Common Statistical Misconceptions
These errors show up constantly in research papers, presentations, and business reports:
- Overlapping intervals mean no difference — Not strictly true. A 95% interval overlap of about 25% or less suggests non-significance, but the formal test is better.
- Narrower intervals are always better — Narrower means more precise, yes. But if your study is biased, precision just makes the wrong estimate more precise.
- P < 0.05 means the effect is large enough to matter — Statistical significance ≠practical significance. A tiny effect can be "significant" with enough data.
- P > 0.05 means there's no effect — This is the absence-of-evidence fallacy. You failed to detect an effect, not proved there isn't one.
- P = 0.049 is meaningfully different from p = 0.051 — The threshold is arbitrary. A result with p = 0.049 is not categorically different from one with p = 0.051.
How to Read These Together
Confidence intervals and p-values are two sides of the same coin. They contain equivalent information in most standard analyses.
When a 95% CI excludes the null value, the corresponding two-sided p-value will be less than 0.05. When the CI includes the null value, p will be greater than 0.05.
This gives you a practical check: if someone reports a "significant" result but the confidence interval looks suspiciously wide or includes values that would be practically meaningless, something's off.
The Combined Picture
What you want to see:
- A narrow confidence interval (precise estimate)
- An interval that excludes values you'd consider trivial
- Consistency between statistical significance and practical relevance
What should concern you:
- A wide interval with the null value just barely excluded (precarious significance)
- A statistically significant result where the entire interval represents trivial effects
- Confidence intervals that don't match the reported p-value
Confidence Intervals vs P-Values: A Direct Comparison
| Feature | Confidence Interval | P-Value |
|---|---|---|
| What it tells you | Range of plausible values for the true effect | Probability of your data under the null hypothesis |
| Information provided | Effect size estimate + precision | Strength of evidence against null |
| Easy to misinterpret | Yes—people add probabilities | Yes—people reverse conditional logic |
| Shows magnitude | Yes | No |
| Shows direction | Yes | Yes (with test direction) |
| Shows precision | Yes | No |
| Better for communication | Usually | Less intuitive for non-statisticians |
Practical Guide: Interpreting Your Own Results
Step 1: Check the interval width first
A confidence interval that's almost the entire possible range of values tells you the study is essentially uninformative. A narrow interval means you actually learned something.

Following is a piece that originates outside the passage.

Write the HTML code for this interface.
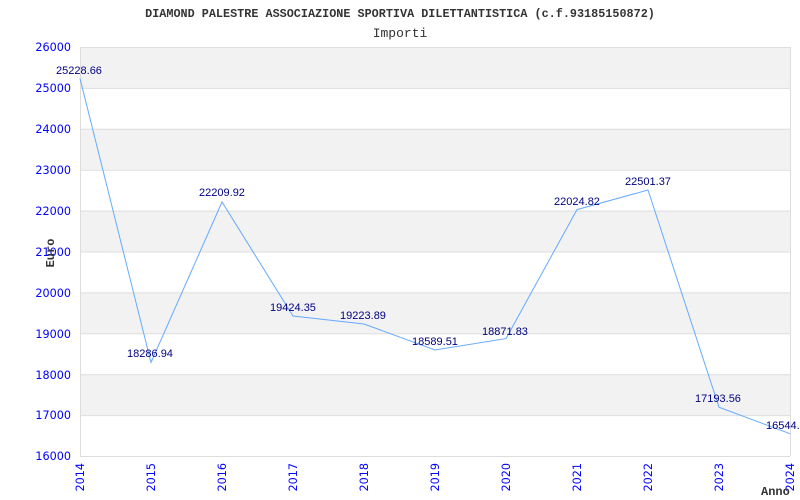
<!DOCTYPE html>
<html><head><meta charset="utf-8"><style>
html,body{margin:0;padding:0;background:#fff;width:800px;height:500px;overflow:hidden}
</style></head><body>
<svg width="800" height="500" xmlns="http://www.w3.org/2000/svg" font-family="DejaVu Sans, Liberation Sans, sans-serif">
<text x="400" y="17" text-anchor="middle" font-family="Liberation Mono, monospace" font-weight="bold" font-size="11.8" fill="#333">DIAMOND PALESTRE ASSOCIAZIONE SPORTIVA DILETTANTISTICA (c.f.93185150872)</text>
<text x="400" y="37" text-anchor="middle" font-family="Liberation Mono, monospace" font-size="13" fill="#333">Importi</text>
<g fill="#f2f2f2">
<rect x="80" y="47" width="710" height="40.9"/>
<rect x="80" y="128.8" width="710" height="40.9"/>
<rect x="80" y="210.6" width="710" height="40.9"/>
<rect x="80" y="292.4" width="710" height="40.9"/>
<rect x="80" y="374.2" width="710" height="40.9"/>
</g>
<g stroke="#ddd" stroke-width="1">
<line x1="80" y1="47.5" x2="790" y2="47.5"/><line x1="80" y1="88.4" x2="790" y2="88.4"/><line x1="80" y1="129.3" x2="790" y2="129.3"/><line x1="80" y1="170.2" x2="790" y2="170.2"/><line x1="80" y1="211.1" x2="790" y2="211.1"/><line x1="80" y1="252" x2="790" y2="252"/><line x1="80" y1="292.9" x2="790" y2="292.9"/><line x1="80" y1="333.8" x2="790" y2="333.8"/><line x1="80" y1="374.7" x2="790" y2="374.7"/><line x1="80" y1="415.6" x2="790" y2="415.6"/><line x1="80" y1="456.5" x2="790" y2="456.5"/>
<line x1="80.5" y1="47" x2="80.5" y2="456"/><line x1="790.5" y1="47" x2="790.5" y2="456"/>
</g>
<g fill="#0000ff" font-size="11.2" text-anchor="end">
<text x="71" y="51">26000</text><text x="71" y="92">25000</text><text x="71" y="133">24000</text><text x="71" y="174">23000</text><text x="71" y="215">22000</text><text x="71" y="256">21000</text><text x="71" y="297">20000</text><text x="71" y="338">19000</text><text x="71" y="379">18000</text><text x="71" y="419">17000</text><text x="71" y="460">16000</text>
</g>
<g fill="#0000ff" font-size="11.2" text-anchor="end">
<text transform="translate(84,463) rotate(-90)">2014</text>
<text transform="translate(155,463) rotate(-90)">2015</text>
<text transform="translate(226,463) rotate(-90)">2016</text>
<text transform="translate(297,463) rotate(-90)">2017</text>
<text transform="translate(368,463) rotate(-90)">2018</text>
<text transform="translate(439,463) rotate(-90)">2019</text>
<text transform="translate(510,463) rotate(-90)">2020</text>
<text transform="translate(581,463) rotate(-90)">2021</text>
<text transform="translate(652,463) rotate(-90)">2022</text>
<text transform="translate(723,463) rotate(-90)">2023</text>
<text transform="translate(794,463) rotate(-90)">2024</text>
</g>
<text transform="translate(54,253) rotate(-90)" text-anchor="middle" font-family="Liberation Mono, monospace" font-weight="bold" font-size="12" fill="#333">Euro</text>
<text x="761" y="495" font-family="Liberation Mono, monospace" font-weight="bold" font-size="12" fill="#333">Anno</text>
<polyline fill="none" stroke="#66aaff" stroke-width="1" points="80,78.5 151,362.5 222,202 293,316 364,324 435,350 506,338.6 577,209.6 648,190 719,407.2 790,433.7"/>
<g fill="#000080" font-family="Liberation Sans, Arial, sans-serif" font-size="11" text-anchor="middle">
<text x="79" y="74">25228.66</text>
<text x="150" y="357">18286.94</text>
<text x="222" y="196">22209.92</text>
<text x="293" y="311">19424.35</text>
<text x="363" y="319">19223.89</text>
<text x="435" y="345">18589.51</text>
<text x="505" y="335">18871.83</text>
<text x="577" y="205">22024.82</text>
<text x="648" y="185">22501.37</text>
<text x="718" y="402">17193.56</text>
<text x="789" y="429">16544.12</text>
</g>
</svg>
</body></html>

Step 2: Look at where the interval sits
Does the interval exclude zero (for effects) or the null value? Then you have statistical significance. But also ask: does it exclude values that would be practically meaningful?

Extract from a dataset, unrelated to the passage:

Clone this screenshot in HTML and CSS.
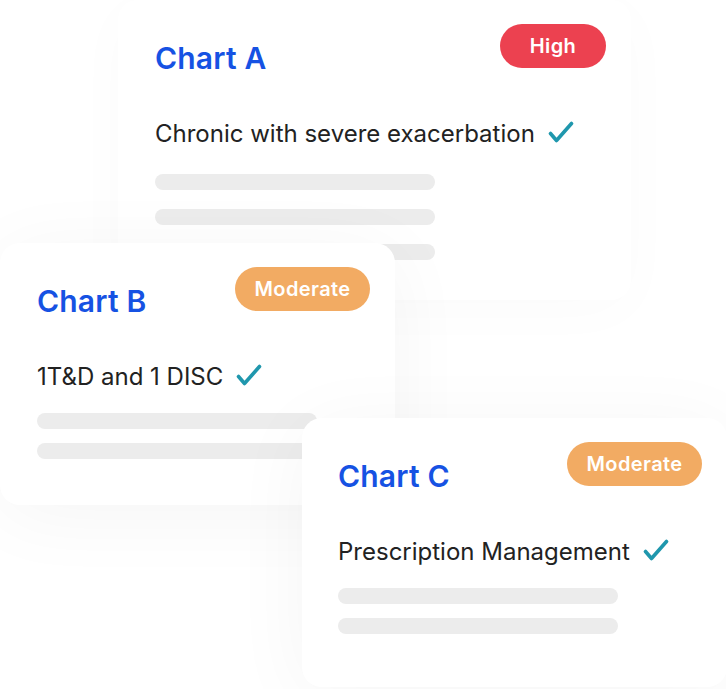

Step 3: Consider the p-value as supplementary
Use p-values to know whether to reject the null hypothesis. Use confidence intervals to understand what you're actually estimating.
Step 4: Report both
Never report just one. A p-value without an interval tells you nothing about magnitude. An interval without a p-value leaves the formal test implicit. Give readers both.
Step 5: Watch for the "significant but trivial" trap
With large samples, you'll almost always get statistical significance. The question is whether the effect is worth acting on. Check if the confidence interval sits entirely in the range you'd consider meaningful.
The Bottom Line
Confidence intervals tell you what values are plausible given your data. P-values tell you how surprising your data would be if the null were true. Both are useful. Both are frequently misunderstood.
The key habit to develop: when you see a result, ask what the confidence interval actually means in practical terms, not just whether p falls below 0.05. The threshold is arbitrary. The interval tells the real story.